Yesterday, I wrote about the aura of contrition surrounding the financial types here, wafting off them like cheap cologne on a disco Lothario.

Today, at an off-the-record gathering of international editors and reporters, the contrition had spread to financial journalists. There was the sense that many had missed the boat, failing to ask the tough questions -- and, even when they did, failing to stay on the story until it broke through the static.

That sense dominated discussions even after the session had ended. The mainstream media's ADD -- the desire to always look for the new hot story, instead of digging deeper into a complex one -- was deemed partly responsible for the failure.

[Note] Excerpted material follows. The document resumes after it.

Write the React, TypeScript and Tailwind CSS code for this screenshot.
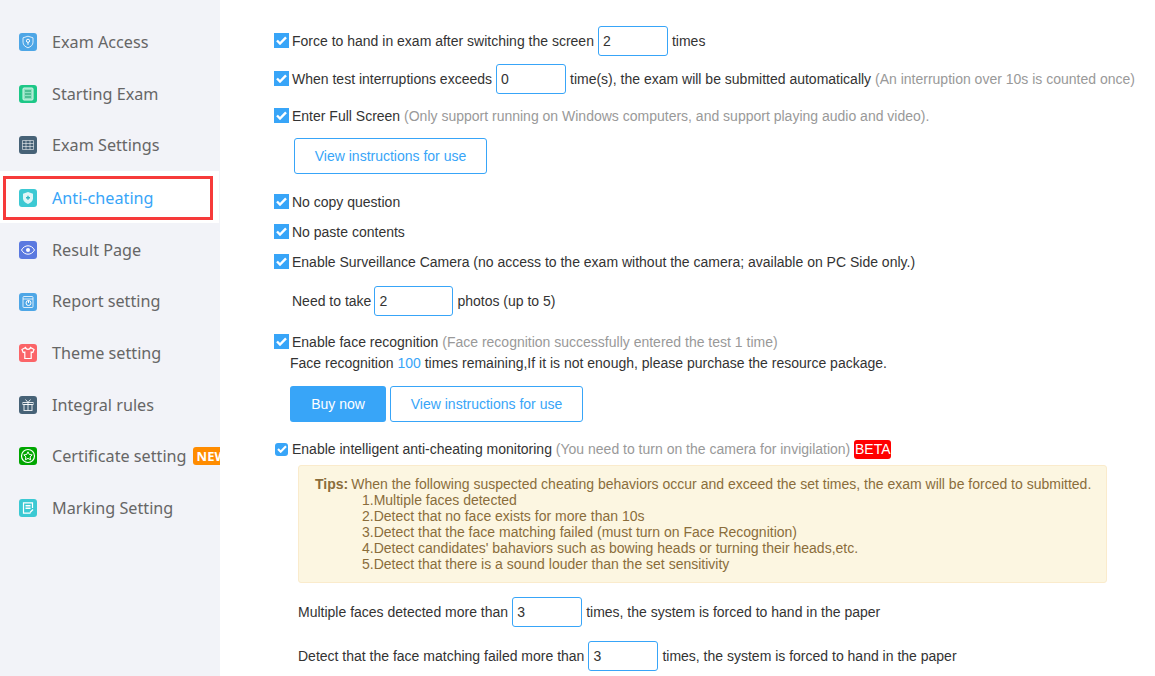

And since there were those who got it right -- including Nouriel Roubini (who was there) and financial analyst Steve Eisman (who wasn't) -- there was the feeling that many more in the media could have gotten to the truth before it was too late. And if they had, who knows what could have happened?

The widespread contrition permeating Davos is matched by an unnerving feeling of paralysis. The people here -- and we are talking about some of the most influential people on the planet -- seem confused, at a loss about how to attack the financial crisis. No one seems to think that the steps being taken are sufficient. It's as if we are watching things unravel -- how many times, for example, are we gong to hear that layoffs have exceeded expectations? -- but are powerless to stop the unraveling.

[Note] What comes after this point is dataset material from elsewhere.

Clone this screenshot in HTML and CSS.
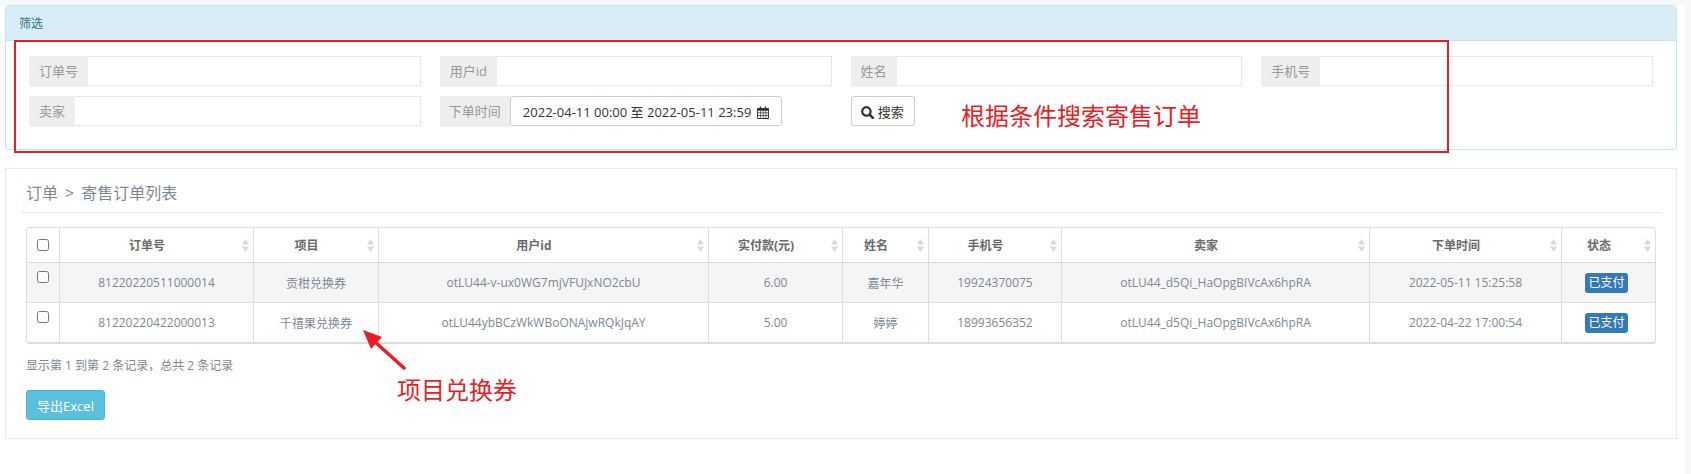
FILE: index.html
```html
<!DOCTYPE html>
<html lang="zh-CN">
<head>
    <meta charset="UTF-8">
    <title>寄售订单列表</title>
    <link rel="stylesheet" href="styles.css">
</head>
<body>

<div class="page">
    <div class="filter-panel">
        <div class="filter-heading">筛选</div>
        <div class="filter-body">
            <div class="filter-grid">
                <div class="field"><span class="field-label">订单号</span><input class="field-input" type="text"></div>
                <div class="field"><span class="field-label">用户id</span><input class="field-input" type="text"></div>
                <div class="field"><span class="field-label">姓名</span><input class="field-input" type="text"></div>
                <div class="field"><span class="field-label">手机号</span><input class="field-input" type="text"></div>
                <div class="field"><span class="field-label">卖家</span><input class="field-input" type="text"></div>
                <div class="field">
                    <span class="field-label field-label-time">下单时间</span>
                    <button class="date-btn" type="button">2022-04-11 00:00 至 2022-05-11 23:59
                        <svg class="icon-calendar" viewBox="0 0 13 14"><path d="M3 0.5h1.5v2.5h-1.5zM8.5 0.5h1.5v2.5h-1.5z" fill="#333"/><path d="M1 2h11a1 1 0 0 1 1 1v10a1 1 0 0 1-1 1h-11a1 1 0 0 1-1-1v-10a1 1 0 0 1 1-1z" fill="#333"/><path d="M1 5h2.3v2h-2.3zM4 5h2.3v2h-2.3zM7 5h2.3v2h-2.3zM10 5h2v2h-2zM1 7.7h2.3v2h-2.3zM4 7.7h2.3v2h-2.3zM7 7.7h2.3v2h-2.3zM10 7.7h2v2h-2zM1 10.4h2.3v2.6h-2.3zM4 10.4h2.3v2.6h-2.3zM7 10.4h2.3v2.6h-2.3zM10 10.4h2v2.6h-2z" fill="#fff"/></svg>
                    </button>
                </div>
                <div class="field">
                    <button class="search-btn" type="button">
                        <svg class="icon-search" viewBox="0 0 13 13"><circle cx="5.4" cy="5.4" r="4.2" fill="none" stroke="#333" stroke-width="2.2"/><path d="M8.6 8.6l3.2 3.2" stroke="#333" stroke-width="2.6" stroke-linecap="round"/></svg>
                        搜索
                    </button>
                </div>
            </div>
        </div>
    </div>

    <div class="list-panel">
        <h5 class="list-title">订单<span class="title-sep">&gt;</span>寄售订单列表</h5>
        <div class="table-wrap">
            <table class="order-table">
                <thead>
                    <tr>
                        <th class="col-check"><input type="checkbox"></th>
                        <th class="col-no sortable">订单号</th>
                        <th class="col-item sortable">项目</th>
                        <th class="col-user sortable">用户id</th>
                        <th class="col-pay sortable">实付款(元)</th>
                        <th class="col-name sortable">姓名</th>
                        <th class="col-phone sortable">手机号</th>
                        <th class="col-seller sortable">卖家</th>
                        <th class="col-time sortable">下单时间</th>
                        <th class="col-status sortable">状态</th>
                    </tr>
                </thead>
                <tbody>
                    <tr class="row-odd">
                        <td class="cell-check"><input type="checkbox"></td>
                        <td>81220220511000014</td>
                        <td>贡柑兑换券</td>
                        <td>otLU44-v-ux0WG7mjVFUJxNO2cbU</td>
                        <td>6.00</td>
                        <td>嘉年华</td>
                        <td>19924370075</td>
                        <td>otLU44_d5Qi_HaOpgBIVcAx6hpRA</td>
                        <td>2022-05-11 15:25:58</td>
                        <td><span class="status-label">已支付</span></td>
                    </tr>
                    <tr>
                        <td class="cell-check"><input type="checkbox"></td>
                        <td>81220220422000013</td>
                        <td>千禧果兑换券</td>
                        <td>otLU44ybBCzWkWBoONAjwRQkJqAY</td>
                        <td>5.00</td>
                        <td>婷婷</td>
                        <td>18993656352</td>
                        <td>otLU44_d5Qi_HaOpgBIVcAx6hpRA</td>
                        <td>2022-04-22 17:00:54</td>
                        <td><span class="status-label">已支付</span></td>
                    </tr>
                </tbody>
            </table>
        </div>
        <div class="pagination-info">显示第 1 到第 2 条记录，总共 2 条记录</div>
        <button class="export-btn" type="button">导出Excel</button>
    </div>
</div>

<!-- red notes drawn over the screenshot -->
<div class="note-box"></div>
<div class="note note-search">根据条件搜索寄售订单</div>
<div class="note note-item">项目兑换券</div>
<svg class="note-arrow" viewBox="0 0 50 46">
    <path d="M42 39L12 12" stroke="#ed1c24" stroke-width="3.5" stroke-linecap="round"/>
    <path d="M1 1L20 8L9 20z" fill="#ed1c24"/>
</svg>

</body>
</html>
```

FILE: styles.css
```css
html, body {
    margin: 0;
    height: 100%;
    overflow: hidden;
    background-color: #fff;
}

body {
    font-family: "Open Sans", "Noto Sans CJK SC", sans-serif;
    font-size: 13px;
    color: #676a6c;
    position: relative;
}

.page {
    height: 100%;
    box-sizing: border-box;
    border-top: 5px solid #f7f7f7;
    border-right: 5px solid #f7f7f7;
    padding: 0 9px 0 5px;
}

/* filter panel */
.filter-panel {
    height: 145px;
    box-sizing: border-box;
    border: 1px solid #bce8f1;
    border-radius: 4px;
    margin-bottom: 18px;
}

.filter-heading {
    height: 35px;
    line-height: 36px;
    box-sizing: border-box;
    padding-left: 13px;
    font-size: 12px;
    color: #31708f;
    background-color: #d9edf7;
    border-bottom: 1px solid #bce8f1;
}

.filter-body {
    padding: 15px 23px 0;
}

.filter-grid {
    display: grid;
    grid-template-columns: repeat(4, 1fr);
    column-gap: 19px;
    row-gap: 9px;
}

.field {
    display: flex;
    height: 31px;
}

.field-label {
    padding: 0 10px;
    line-height: 31px;
    color: #999;
    background-color: #eee;
    white-space: nowrap;
}

.field-label-time {
    padding: 0 9px;
}

.field-input {
    flex: 1;
    min-width: 0;
    height: 30px;
    box-sizing: border-box;
    padding: 0 8px;
    border: 1px solid #e5e6e7;
    border-left: none;
    background-color: #fff;
    outline: none;
}

.date-btn,
.search-btn {
    height: 30px;
    box-sizing: border-box;
    padding: 0;
    background-color: #fff;
    border: 1px solid #ccc;
    border-radius: 3px;
    font-family: inherit;
    font-size: 13px;
    color: #333;
    white-space: nowrap;
}

.date-btn {
    width: 272px;
}

.search-btn {
    width: 64px;
}

.icon-calendar {
    width: 12px;
    height: 13px;
    margin-left: 2px;
    vertical-align: -2px;
}

.icon-search {
    width: 13px;
    height: 13px;
    vertical-align: -2px;
}

/* order list */
.list-panel {
    height: 271px;
    box-sizing: border-box;
    border: 1px solid #e7eaec;
    padding: 0 15px 0 15px;
}

.list-title {
    margin: 0 0 14px;
    height: 43px;
    line-height: 48px;
    padding-left: 5px;
    font-size: 16px;
    font-weight: normal;
    color: #7b8896;
    border-bottom: 1px solid #e7eaec;
}

.title-sep {
    margin: 0 7px;
}

.table-wrap {
    width: 1630px;
    margin-left: 5px;
    box-sizing: border-box;
    border: 1px solid #ddd;
    border-bottom-width: 2px;
    border-radius: 4px;
    overflow: hidden;
}

.order-table {
    width: 100%;
    table-layout: fixed;
    border-collapse: collapse;
}

.order-table th,
.order-table td {
    padding: 0;
    text-align: center;
    border-left: 1px solid #ddd;
    white-space: nowrap;
}

.order-table th:first-child,
.order-table td:first-child {
    border-left: none;
}

.order-table th {
    height: 34px;
    font-size: 12px;
    font-weight: bold;
    color: #676a6c;
}

.order-table td {
    height: 39px;
    font-size: 12px;
    color: #7b8896;
    border-top: 1px solid #ddd;
}

.order-table input[type="checkbox"] {
    width: 12px;
    height: 12px;
    margin: 0;
}

.order-table .col-check input[type="checkbox"] {
    margin-top: 3px;
}

.order-table .cell-check {
    vertical-align: top;
    padding-top: 7px;
    height: 32px;
}

.row-odd td {
    background-color: #f5f5f5;
}

.col-check { width: 32px; }
.col-no { width: 194px; }
.col-item { width: 125px; }
.col-user { width: 330px; }
.col-pay { width: 134px; }
.col-name { width: 86px; }
.col-phone { width: 133px; }
.col-seller { width: 308px; }
.col-time { width: 192px; }

/* up and down triangles for the sort columns */
.sortable {
    padding-right: 19px !important;
    box-sizing: border-box;
    background-repeat: no-repeat;
    background-position: right 4px center;
    background-size: 7px 13px;
    background-image: url("data:image/svg+xml,%3Csvg xmlns='http://www.w3.org/2000/svg' viewBox='0 0 7 13'%3E%3Cpath d='M3.5 0L7 5.5H0zM3.5 13L0 7.5h7z' fill='%23d8d8d8'/%3E%3C/svg%3E");
}

.status-label {
    display: inline-block;
    width: 43px;
    height: 20px;
    margin-right: 4px;
    line-height: 19px;
    font-size: 12px;
    color: #fff;
    background-color: #337ab7;
    border-radius: 3px;
}

.pagination-info {
    margin: 13px 0 0 5px;
    height: 17px;
    line-height: 17px;
    font-size: 12px;
    color: #7b8896;
}

.export-btn {
    display: block;
    width: 79px;
    height: 30px;
    margin: 16px 0 0 5px;
    padding: 0;
    color: #fff;
    font-family: inherit;
    font-size: 13px;
    background-color: #5bc0de;
    border: 1px solid #46b8da;
    border-radius: 3px;
}

/* notes */
.note-box {
    position: absolute;
    left: 14px;
    top: 40px;
    width: 1435px;
    height: 113px;
    box-sizing: border-box;
    border: 2px solid #ed1c24;
}

.note {
    position: absolute;
    font-size: 24px;
    line-height: 32px;
    color: #ed1c24;
    white-space: nowrap;
}

.note-search {
    left: 961px;
    top: 100px;
}

.note-item {
    left: 397px;
    top: 374px;
}

.note-arrow {
    position: absolute;
    left: 362px;
    top: 329px;
    width: 50px;
    height: 46px;
}
```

If bankers and politicians were stocks, the people here would be shorting them (although there is definitely still a "buy" on Barack Obama, as the warm reception for Valerie Jarrett, who spoke here on his behalf, shows). But attendees would be gobbling up shares in philanthropy and faith. At today's conversation about how new catalysts -- such as the innovative use of technology and social media -- can be used to stimulate new forms of interfaith dialogue, religious leaders of all persuasions, including Jim Wallis of Sojourners, Jonathan Sacks, the chief rabbi of the United Hebrew Congregations in the United Kingdom, and Mustafa Ceric, Grand Mufti of Bosnia, talked about how they are seeing a surge in people turning to faith. It was interesting to watch as our moderator, Jonathan Zittrain, the Harvard law professor who wrote The Future of the Internet and How to Stop It, surfed MySpace and Facebook, pointing out on a big screen group after group dedicated to faith and interfaith dialogue.

The embrace of philanthropy has also infused much of the conversation at Davos. Like yesterday's panel on "Philanthrocapitalism," today's lunch discussion, "From Philanthrocapitalism to Philanthrocrisis," attracted an overflow crowd. Of course, that may have had something to do with the makeup of the panel: Tony Blair, Bill Clinton, Bill Gates, Richard Branson, Nobel Prize winning microfinance pioneer Muhammad Yunus, and Jet Li. Not a bad little group to have lunch with.

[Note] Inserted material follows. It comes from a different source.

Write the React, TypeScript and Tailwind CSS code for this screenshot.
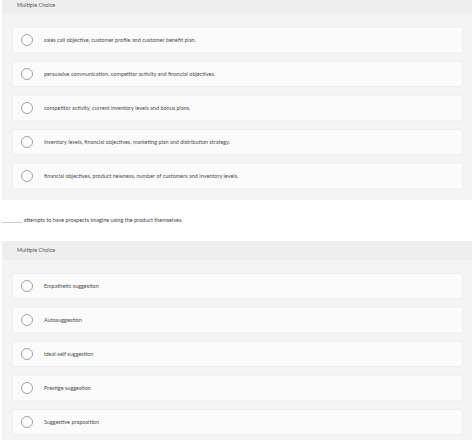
import React from "react";

const first = [
  "sales call objective, customer profile and customer benefit plan.",
  "persuasive communication, competitor activity and financial objectives.",
  "competitor activity, current inventory levels and bonus plans.",
  "inventory levels, financial objectives, marketing plan and distribution strategy.",
  "financial objectives, product newness, number of customers and inventory levels.",
];

const second = [
  "Empathetic suggestion",
  "Autosuggestion",
  "Ideal-self suggestion",
  "Prestige suggestion",
  "Suggestive proposition",
];

function Option({ label }: { label: string }) {
  return (
    <div className="h-[26px] flex items-center bg-[#fbfbfb] border border-[#f0f0f0] rounded-[2px] pl-[8px]">
      <div className="w-[12px] h-[12px] rounded-full border border-[#a0a0a0] bg-white shrink-0" />
      <span className="ml-[11px] text-[5.5px] leading-[7px] text-[#4d4d4d]">{label}</span>
    </div>
  );
}

function Panel({ options, headerH, top }: { options: string[]; headerH: string; top: string }) {
  return (
    <div className="mx-[2px] bg-[#f4f4f4]">
      <div className={`${headerH} ${top} bg-[#eeeeee] pl-[15px] flex text-[5.5px] leading-[7px] text-[#555]`}>
        Multiple Choice
      </div>
      <div className="flex flex-col gap-[8px] px-[10px] pt-[13px] pb-[11px] mr-[-1px]">
        {options.map((o) => (
          <Option key={o} label={o} />
        ))}
      </div>
    </div>
  );
}

export default function App() {
  return (
    <div
      className="w-[474px] h-[440px] bg-white overflow-hidden"
      style={{ fontFamily: "Lato, 'Noto Sans', sans-serif" }}
    >
      <Panel options={first} headerH="h-[14px]" top="pt-[2px]" />
      <div className="h-[41px] flex items-center pl-[2px] text-[5.5px] leading-[7px] text-[#444]">
        ________ attempts to have prospects imagine using the product themselves.
      </div>
      <Panel options={second} headerH="h-[19px]" top="pt-[6px]" />
    </div>
  );
}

I, unfortunately, had to leave before the end of the philanthropy discussion to take part in the interfaith discussion (that's my problem, whenever I have to choose between this or that, I always choose this and that). But before I left, Blair, who has been working through his Tony Blair Faith Foundation to help eradicate the million deaths a year resulting from malaria, spoke about philanthropy filling, with innovation and vitality, the gap "between state action and individuals acting on their own."

Earlier in the day, I had made it to CNBC's mountaintop studio to do a segment on "Squawk Box." While I was in the green room (which, incidentally, has some of the best food in Davos), I was chatting with Bill Brodsky, CEO of the Chicago Board Options Exchange, and his lovely wife. "We did well," he told me, explaining how exchanges had escaped the fate of the banking industry. "There are real regulations we abide by. Regulatory consistency and coordination have made all the difference." A word to the wise for all those unregulated-markets dinosaurs still roaming Davos and the rest of the Earth.